High-tech geeks gush about wireless, and understandably so. But it's really only practical (and secure) over short distances. The further you go, the geometrically weaker the signal gets, and then there's that curvature of the Earth that blocks line-of-sight transmission. So in rural Cambodia, where they have locally-generated electricity to run computers, but no telecom connection (not even plain old telephone service), they're using motorcycles for the medium-haul carrier.
The way it works is this: If you want to send a message, you type it up and tell the computer to send it. It sits in local storage until the motorcycle makes its daily arrival in town, at which point it's transmitted by short-distance wireless to a device on the bike, and stored there until he gets within range of the central device that's actually hooked up to the grid, and it goes on its way. At the same time any incoming e-mail is delivered to his bike, and the next day he delivers it to the village. Not unlike a... mailman. There's a "fleet" of five of these "Motoman" couriers doing this.

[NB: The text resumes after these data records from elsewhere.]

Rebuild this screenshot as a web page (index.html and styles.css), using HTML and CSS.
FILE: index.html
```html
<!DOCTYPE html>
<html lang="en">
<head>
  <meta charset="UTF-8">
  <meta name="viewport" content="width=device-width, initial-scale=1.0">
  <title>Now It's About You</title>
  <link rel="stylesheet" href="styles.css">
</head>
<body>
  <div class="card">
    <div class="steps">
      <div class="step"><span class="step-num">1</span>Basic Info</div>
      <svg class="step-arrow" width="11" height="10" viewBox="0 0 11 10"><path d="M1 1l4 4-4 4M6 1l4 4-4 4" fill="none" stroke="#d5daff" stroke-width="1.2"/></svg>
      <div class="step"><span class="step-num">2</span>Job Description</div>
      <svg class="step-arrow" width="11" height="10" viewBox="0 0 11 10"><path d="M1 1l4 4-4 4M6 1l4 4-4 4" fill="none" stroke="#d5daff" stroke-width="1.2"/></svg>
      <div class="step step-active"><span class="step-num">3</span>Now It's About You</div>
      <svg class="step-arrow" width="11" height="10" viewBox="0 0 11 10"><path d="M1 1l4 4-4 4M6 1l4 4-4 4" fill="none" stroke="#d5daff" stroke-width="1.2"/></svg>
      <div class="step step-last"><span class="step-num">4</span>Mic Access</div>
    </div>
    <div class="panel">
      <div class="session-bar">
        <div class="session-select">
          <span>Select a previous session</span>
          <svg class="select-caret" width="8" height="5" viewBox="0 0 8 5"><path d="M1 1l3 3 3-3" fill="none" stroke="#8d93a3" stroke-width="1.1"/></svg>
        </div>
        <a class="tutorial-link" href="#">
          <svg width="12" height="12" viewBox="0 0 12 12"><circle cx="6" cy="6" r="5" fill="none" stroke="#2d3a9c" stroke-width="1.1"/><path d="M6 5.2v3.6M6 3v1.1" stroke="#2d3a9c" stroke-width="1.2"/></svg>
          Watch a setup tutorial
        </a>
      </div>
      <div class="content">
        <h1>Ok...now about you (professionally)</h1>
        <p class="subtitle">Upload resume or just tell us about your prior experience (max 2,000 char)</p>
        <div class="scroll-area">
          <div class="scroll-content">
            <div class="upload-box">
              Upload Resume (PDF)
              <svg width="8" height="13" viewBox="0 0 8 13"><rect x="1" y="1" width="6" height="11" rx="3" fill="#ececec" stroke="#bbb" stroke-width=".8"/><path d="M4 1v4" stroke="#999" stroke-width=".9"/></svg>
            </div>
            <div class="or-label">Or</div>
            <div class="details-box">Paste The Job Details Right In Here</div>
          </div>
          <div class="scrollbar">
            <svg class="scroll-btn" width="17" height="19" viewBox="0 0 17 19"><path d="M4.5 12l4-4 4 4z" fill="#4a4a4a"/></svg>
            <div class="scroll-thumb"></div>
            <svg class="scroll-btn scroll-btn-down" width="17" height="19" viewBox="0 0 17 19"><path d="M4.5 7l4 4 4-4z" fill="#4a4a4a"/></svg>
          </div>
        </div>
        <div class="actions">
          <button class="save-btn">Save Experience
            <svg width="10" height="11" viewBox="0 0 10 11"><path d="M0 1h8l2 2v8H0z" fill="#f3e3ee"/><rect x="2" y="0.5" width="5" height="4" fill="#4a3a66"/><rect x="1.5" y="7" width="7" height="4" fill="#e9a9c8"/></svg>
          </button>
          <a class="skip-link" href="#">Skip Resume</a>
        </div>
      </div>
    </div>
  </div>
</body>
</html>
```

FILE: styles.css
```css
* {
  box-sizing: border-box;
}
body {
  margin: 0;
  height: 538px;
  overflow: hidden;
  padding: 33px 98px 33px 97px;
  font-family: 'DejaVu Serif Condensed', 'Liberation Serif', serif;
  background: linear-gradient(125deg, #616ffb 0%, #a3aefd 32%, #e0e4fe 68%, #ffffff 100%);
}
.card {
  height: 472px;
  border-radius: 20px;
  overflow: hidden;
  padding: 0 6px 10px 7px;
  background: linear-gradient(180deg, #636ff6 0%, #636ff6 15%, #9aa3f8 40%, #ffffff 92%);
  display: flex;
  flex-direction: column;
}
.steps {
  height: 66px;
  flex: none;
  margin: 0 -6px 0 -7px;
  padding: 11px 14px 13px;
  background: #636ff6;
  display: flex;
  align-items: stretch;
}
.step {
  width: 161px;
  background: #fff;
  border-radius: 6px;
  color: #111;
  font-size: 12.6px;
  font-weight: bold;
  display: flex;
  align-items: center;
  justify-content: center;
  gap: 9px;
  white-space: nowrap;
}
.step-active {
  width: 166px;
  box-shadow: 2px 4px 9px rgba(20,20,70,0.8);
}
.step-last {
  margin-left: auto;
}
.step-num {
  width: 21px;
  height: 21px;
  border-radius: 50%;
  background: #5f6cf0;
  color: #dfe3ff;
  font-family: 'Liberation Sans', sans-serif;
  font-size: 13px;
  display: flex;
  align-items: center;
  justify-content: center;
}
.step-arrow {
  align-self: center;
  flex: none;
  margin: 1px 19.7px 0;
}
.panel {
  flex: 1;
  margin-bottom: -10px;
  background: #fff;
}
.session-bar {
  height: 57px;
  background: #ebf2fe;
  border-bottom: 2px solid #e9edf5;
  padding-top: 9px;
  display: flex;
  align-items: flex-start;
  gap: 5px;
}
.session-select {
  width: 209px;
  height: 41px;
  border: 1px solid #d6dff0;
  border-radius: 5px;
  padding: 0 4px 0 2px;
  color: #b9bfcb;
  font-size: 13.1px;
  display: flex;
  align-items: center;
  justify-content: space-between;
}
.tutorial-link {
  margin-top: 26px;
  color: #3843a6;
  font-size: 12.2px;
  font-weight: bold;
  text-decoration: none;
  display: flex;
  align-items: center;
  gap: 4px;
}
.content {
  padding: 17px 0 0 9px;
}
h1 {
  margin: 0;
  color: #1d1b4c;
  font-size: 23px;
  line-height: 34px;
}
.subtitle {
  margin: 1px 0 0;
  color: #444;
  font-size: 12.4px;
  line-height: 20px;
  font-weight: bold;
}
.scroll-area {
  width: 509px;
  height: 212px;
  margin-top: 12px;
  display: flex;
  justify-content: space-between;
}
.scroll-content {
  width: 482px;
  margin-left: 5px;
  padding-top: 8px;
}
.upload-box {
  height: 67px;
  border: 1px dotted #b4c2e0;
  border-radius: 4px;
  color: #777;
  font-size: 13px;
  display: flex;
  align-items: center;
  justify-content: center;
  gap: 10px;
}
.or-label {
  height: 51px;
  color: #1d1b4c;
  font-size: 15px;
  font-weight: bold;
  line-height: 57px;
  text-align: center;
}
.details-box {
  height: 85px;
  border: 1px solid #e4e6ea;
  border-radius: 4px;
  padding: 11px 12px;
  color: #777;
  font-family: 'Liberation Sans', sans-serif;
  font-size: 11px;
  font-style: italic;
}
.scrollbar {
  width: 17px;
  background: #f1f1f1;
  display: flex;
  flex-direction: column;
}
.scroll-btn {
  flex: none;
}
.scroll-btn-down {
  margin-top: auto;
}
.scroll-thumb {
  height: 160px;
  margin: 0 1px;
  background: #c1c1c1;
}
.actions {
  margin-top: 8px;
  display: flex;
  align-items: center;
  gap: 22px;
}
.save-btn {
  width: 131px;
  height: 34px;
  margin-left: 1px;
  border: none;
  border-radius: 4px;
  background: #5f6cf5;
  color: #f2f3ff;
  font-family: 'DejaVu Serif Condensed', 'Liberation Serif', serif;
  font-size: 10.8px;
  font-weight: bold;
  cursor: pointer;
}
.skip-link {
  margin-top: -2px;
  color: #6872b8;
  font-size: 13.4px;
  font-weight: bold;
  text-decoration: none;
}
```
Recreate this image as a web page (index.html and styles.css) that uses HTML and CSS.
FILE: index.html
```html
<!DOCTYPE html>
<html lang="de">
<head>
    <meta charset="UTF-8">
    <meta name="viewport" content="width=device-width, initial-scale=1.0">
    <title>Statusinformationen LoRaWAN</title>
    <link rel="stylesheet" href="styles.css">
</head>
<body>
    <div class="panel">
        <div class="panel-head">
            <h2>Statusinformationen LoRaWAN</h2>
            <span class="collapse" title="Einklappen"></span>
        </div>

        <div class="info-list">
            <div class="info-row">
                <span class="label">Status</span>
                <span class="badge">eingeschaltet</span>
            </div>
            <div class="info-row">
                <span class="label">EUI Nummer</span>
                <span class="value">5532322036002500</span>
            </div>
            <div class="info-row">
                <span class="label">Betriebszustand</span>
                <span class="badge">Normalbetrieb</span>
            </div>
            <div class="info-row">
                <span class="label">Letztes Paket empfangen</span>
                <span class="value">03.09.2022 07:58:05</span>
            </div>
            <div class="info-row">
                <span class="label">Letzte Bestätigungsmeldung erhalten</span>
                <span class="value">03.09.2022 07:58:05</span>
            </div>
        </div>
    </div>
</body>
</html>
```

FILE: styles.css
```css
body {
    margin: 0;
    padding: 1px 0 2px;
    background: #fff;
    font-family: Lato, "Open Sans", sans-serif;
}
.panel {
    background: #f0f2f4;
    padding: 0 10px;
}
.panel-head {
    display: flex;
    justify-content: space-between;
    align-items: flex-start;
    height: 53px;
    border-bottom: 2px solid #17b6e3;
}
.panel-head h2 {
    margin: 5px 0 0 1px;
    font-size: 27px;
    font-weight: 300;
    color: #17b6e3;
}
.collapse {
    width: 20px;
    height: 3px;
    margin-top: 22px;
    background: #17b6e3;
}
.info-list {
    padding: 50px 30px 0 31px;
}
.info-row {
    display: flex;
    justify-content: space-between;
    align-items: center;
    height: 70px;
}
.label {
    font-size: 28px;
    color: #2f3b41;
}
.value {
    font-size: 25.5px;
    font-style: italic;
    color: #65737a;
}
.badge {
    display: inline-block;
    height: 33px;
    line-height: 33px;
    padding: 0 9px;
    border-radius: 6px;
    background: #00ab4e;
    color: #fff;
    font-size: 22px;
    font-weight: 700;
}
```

Conceptually speaking, this is how e-mail used to work on much of the internet in its early years. In those days even universities were sometimes limited to costly dial-up connections that they activated maybe only once a day. The transport layer of the network was different, but the technique was the same. Store-and-forward is a time-honored delivery mechanism, and it's a great idea to implement it in this situation - or any other - where a continuous connection isn't practical. 1970's ARPAnoids might not have envisioned the pairing of these particular technologies to implement it... but that's the genius of what these people are doing for the poor rural population of Cambodia.